In some ways you're in luck if you want to write fan fiction in the Star Wars or Star Trek universes --because the copyright holders actually solicit authors to write in those universes. Some well-known authors have made good livings writing officially licensed books in those universes. Of course, the bar is probably pretty high to actually write a licensed book, but that's true for any publishing. (As Jason Baker pointed out, you need to have already built your reputation as an author before being invited to write a licensed Star Wars book.)

Unpublished fan fiction is a bit of a legal gray area, but generally most people don't care (or even notice) unless you're actually making money.
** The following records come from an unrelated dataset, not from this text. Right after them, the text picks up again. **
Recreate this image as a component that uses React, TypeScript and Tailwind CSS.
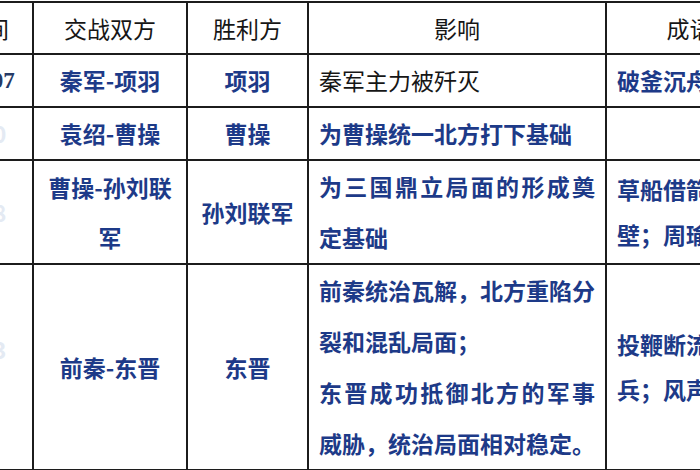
const blue = "text-[#1d3a88]";

const cell = "border-2 border-[#1c1c1c] px-[10px] align-middle";

function Justified({ text, full = true }: { text: string; full?: boolean }) {
  return (
    <div
      className={
        full
          ? "whitespace-nowrap text-justify [text-align-last:justify]"
          : "whitespace-nowrap text-left"
      }
    >
      {text}
    </div>
  );
}

export default function App() {
  return (
    <div className="w-[700px] h-[470px] overflow-hidden bg-white">
      <table className="table-fixed border-collapse ml-[-62px] mt-px w-[880px] text-[23px] leading-[51px] font-['Noto_Sans_CJK_SC','Noto_Sans',sans-serif] text-[#161616]">
        <colgroup>
          <col className="w-[94px]" />
          <col className="w-[154px]" />
          <col className="w-[121px]" />
          <col className="w-[298px]" />
          <col className="w-[213px]" />
        </colgroup>
        <thead>
          <tr className="leading-[50px]">
            <th className={`${cell} font-normal text-center`}>时间</th>
            <th className={`${cell} font-normal text-center`}>交战双方</th>
            <th className={`${cell} font-normal text-center`}>胜利方</th>
            <th className={`${cell} font-normal text-center`}>影响</th>
            <th className={`${cell} font-normal text-center`}>成语典故</th>
          </tr>
        </thead>
        <tbody className="font-semibold">
          <tr>
            <td className={`${cell} text-center font-bold text-[#263a66] font-['Liberation_Serif','Noto_Sans_CJK_SC',serif]`}>
              前207
            </td>
            <td className={`${cell} text-center ${blue}`}>秦军-项羽</td>
            <td className={`${cell} text-center ${blue}`}>项羽</td>
            <td className={`${cell} font-normal`}>秦军主力被歼灭</td>
            <td className={`${cell} ${blue} whitespace-nowrap`}>破釜沉舟</td>
          </tr>
          <tr>
            <td className={`${cell} text-center text-[#e4eaf3]`}>200</td>
            <td className={`${cell} text-center ${blue}`}>袁绍-曹操</td>
            <td className={`${cell} text-center ${blue}`}>曹操</td>
            <td className={`${cell} ${blue} whitespace-nowrap`}>为曹操统一北方打下基础</td>
            <td className={cell}></td>
          </tr>
          <tr>
            <td className={`${cell} text-center text-[#e4eaf3]`}>208</td>
            <td className={`${cell} text-center ${blue} leading-[50px]`}>
              曹操-孙刘联
              <br />军
            </td>
            <td className={`${cell} text-center ${blue}`}>孙刘联军</td>
            <td className={`${cell} ${blue}`}>
              <Justified text="为三国鼎立局面的形成奠" />
              <Justified text="定基础" full={false} />
            </td>
            <td className={`${cell} ${blue} leading-[45px] whitespace-nowrap`}>
              草船借箭；火烧赤
              <br />
              壁；周瑜打黄盖
            </td>
          </tr>
          <tr>
            <td className={`${cell} text-center text-[#e4eaf3] pb-[36px]`}>383</td>
            <td className={`${cell} text-center ${blue}`}>前秦-东晋</td>
            <td className={`${cell} text-center ${blue}`}>东晋</td>
            <td className={`${cell} ${blue}`}>
              <Justified text="前秦统治瓦解，北方重陷分" />
              <Justified text="裂和混乱局面；" full={false} />
              <Justified text="东晋成功抵御北方的军事" />
              <Justified text="威胁，统治局面相对稳定。" />
            </td>
            <td className={`${cell} ${blue} leading-[45px] whitespace-nowrap`}>
              投鞭断流；草木皆
              <br />
              兵；风声鹤唳
            </td>
          </tr>
        </tbody>
      </table>
    </div>
  );
}
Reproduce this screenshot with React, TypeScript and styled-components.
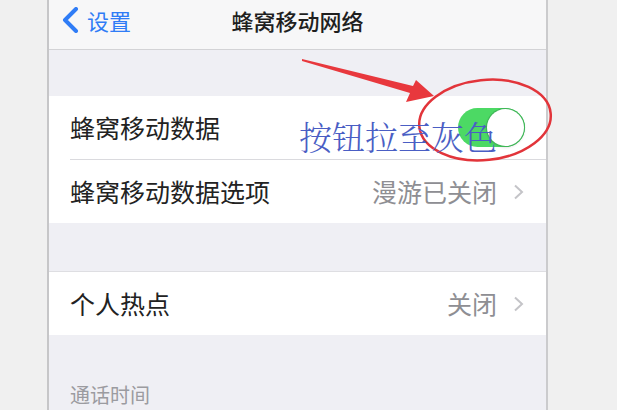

In the case that your unlicensed, unpublished fan-fiction does becomes popular on its own, and you decide you want to publish it, you'll probably need to do what Twilight fan fiction writer E. L. James did with her work 50 Shades of Grey, and rewrite it to remove all copyrighted references before publication. I don't know if there were any legal maneuvers behind the scenes to disentangle it from Twilight, but neither its origins as fan-fiction, nor its defanficification seem to have hurt its popularity at all. It probably helps that the plot, themes and setting had already diverged so widely from the source.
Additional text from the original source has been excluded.